Metal matrix composites (MMCs), as a new generation of materials; have proven to be viable materials in various industrial fields such as biomedical and aerospace. In order to achieve a valuable modification in various properties of materials, metallic matrices are reinforced with additional phases based on the chemical and/or physical properties required in the in-service operating conditions. The presence of the reinforcements in MMCs improves the physical, mechanical and thermal properties of the composite; however it induces significant issues in the domain of machining, such as high tool wear and inferior surface finish. The interaction between the tool and abrasive hard reinforcing particles induces complex deformation behaviour in the MMC structure. Sever tool wear is technically the most important drawback of machining MMCs.

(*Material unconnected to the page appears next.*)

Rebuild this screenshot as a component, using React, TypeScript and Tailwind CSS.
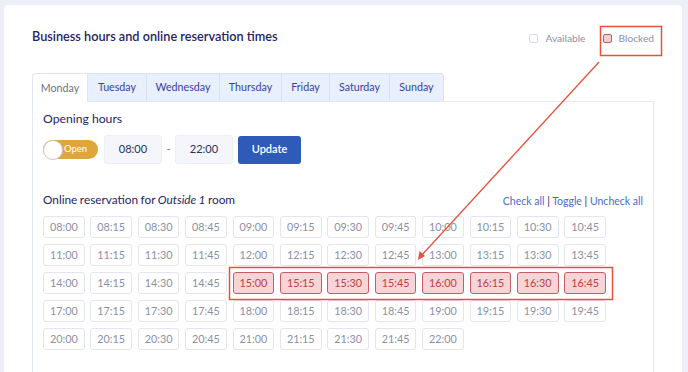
import React from "react";

const times: string[] = [];
for (let h = 8; h <= 22; h++) {
  for (const m of [0, 15, 30, 45]) {
    if (h === 22 && m > 0) break;
    times.push(`${String(h).padStart(2, "0")}:${String(m).padStart(2, "0")}`);
  }
}
const blocked = new Set(["15:00", "15:15", "15:30", "15:45", "16:00", "16:15", "16:30", "16:45"]);

const tabs: { name: string; w: string }[] = [
  { name: "Monday", w: "w-[56px]" },
  { name: "Tuesday", w: "w-[59px]" },
  { name: "Wednesday", w: "w-[73px]" },
  { name: "Thursday", w: "w-[62px]" },
  { name: "Friday", w: "w-[48px]" },
  { name: "Saturday", w: "w-[60px]" },
  { name: "Sunday", w: "w-[54px]" },
];

export default function App() {
  return (
    <div
      className="relative w-[688px] h-[372px] overflow-hidden bg-[#eceef8] pl-[4px] pr-[6px] pt-[5px]"
      style={{ fontFamily: "Lato, 'Open Sans', sans-serif" }}
    >
      <div className="h-[400px] bg-white rounded-[4px] px-[28px] pt-[21px]">
        <div className="flex items-center justify-between h-[22px]">
          <div className="text-[12.7px] font-semibold text-[#1f2567]">
            Business hours and online reservation times
          </div>
          <div className="flex items-center text-[10.2px] text-[#8c90a8] mt-[4px]">
            <span className="w-[9px] h-[9px] border border-[#d6dbec] rounded-[2px] bg-white" />
            <span className="ml-[7px]">Available</span>
            <span className="ml-[17px] w-[9px] h-[9px] border border-[#c85a5e] rounded-[2px] bg-[#f4cfd2]" />
            <span className="ml-[7px]">Blocked</span>
          </div>
        </div>

        <div className="flex mt-[25px] h-[28px]">
          {tabs.map((t, i) => (
            <div
              key={t.name}
              className={
                i === 0
                  ? `${t.w} flex items-center justify-center text-[10.7px] text-[#6d7182] bg-white border-t border-l border-r border-[#dfe5f5] rounded-tl-[4px] relative z-10 h-[29px]`
                  : `${t.w} flex items-center justify-center text-[10.7px] text-[#3a40a6] bg-[#e8effd] border-t border-r border-[#d8e2f6] ${i === 6 ? "rounded-tr-[4px]" : ""}`
              }
            >
              {t.name}
            </div>
          ))}
        </div>

        <div className="border border-[#e3e8f6] pl-[10px] pr-[10px] pt-[7px] h-[300px]">
          <div className="text-[12.2px] leading-[20px] text-[#1f2567]">Opening hours</div>
          <div className="flex items-center mt-[6px] h-[29px]">
            <div className="relative w-[55px] h-[19px] rounded-full bg-[#dfa63c] flex items-center">
              <span className="absolute left-0 top-[-0.5px] w-[20px] h-[20px] rounded-full bg-white border border-[#c9c9c9]" />
              <span className="ml-[21px] text-[9.5px] text-white">Open</span>
            </div>
            <div className="ml-[6px] w-[58px] h-[29px] rounded-[3px] bg-[#f4f6fc] border border-[#eceff8] flex items-center justify-center text-[11px] text-[#2a2f5a]">
              08:00
            </div>
            <div className="w-[13px] text-center text-[11px] text-[#6d7182]">-</div>
            <div className="w-[58px] h-[29px] rounded-[3px] bg-[#f4f6fc] border border-[#eceff8] flex items-center justify-center text-[11px] text-[#2a2f5a]">
              22:00
            </div>
            <div className="ml-[5px] w-[63px] h-[28px] rounded-[3px] bg-[#2e5bb8] flex items-center justify-center text-[11px] font-semibold text-white">
              Update
            </div>
          </div>

          <div className="flex items-end justify-between mt-[26px] h-[20px]">
            <div className="text-[11.8px] leading-[20px] text-[#1f2567] [word-spacing:-0.5px]">
              Online reservation for <i>Outside 1</i> room
            </div>
            <div className="text-[10.5px] text-[#4a6ccc] leading-[18px]">
              Check all <span className="text-[#1f2567]">|</span> Toggle{" "}
              <span className="text-[#1f2567]">|</span> Uncheck all
            </div>
          </div>

          <div className="mt-[6px] grid grid-cols-[repeat(12,41.6px)] gap-x-[5.8px] gap-y-[6px]">
            {times.map((t) => {
              const b = blocked.has(t);
              return (
                <div
                  key={t}
                  className={
                    b
                      ? "h-[22px] rounded-[3px] border border-[#c65d60] bg-[#f6d4d7] text-[#c2403d] text-[10.8px] flex items-center justify-center"
                      : "h-[22px] rounded-[3px] border border-[#e2e5f3] bg-white text-[#8b8fa6] text-[10.8px] flex items-center justify-center"
                  }
                >
                  {t}
                </div>
              );
            })}
          </div>
        </div>
      </div>

      <svg className="absolute inset-0 pointer-events-none" width="688" height="372">
        <rect x="600.5" y="26.5" width="61" height="29" fill="none" stroke="#e8503a" strokeWidth="1.5" />
        <rect x="229.5" y="267.5" width="383" height="32" fill="none" stroke="#e8503a" strokeWidth="1.5" />
        <line x1="599" y1="62" x2="421" y2="256" stroke="#e8503a" strokeWidth="1.3" />
        <polygon points="418,260 419.5,251 425,256" fill="#e8503a" />
      </svg>
    </div>
  );
}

In this study a statistical model is developed to estimate the mean residual life (MRL) of the cutting tool during machining Ti-MMCs. Initial wear, steady wear and rapid wear regions in the tool wear curve are regarded as the different states in the statistical model. Hence, the valuable information regarding the estimated total time spent in each state, called the sojourn time, and the transition times between the states are obtained from the model.

In this paper the standard cutting conditions, based on the recommendation of the tool supplier, are adopted. Based on a Weibull model, the reliability and hazard functions are obtained and are utilized in order to calculate the MRL and the sojourn times.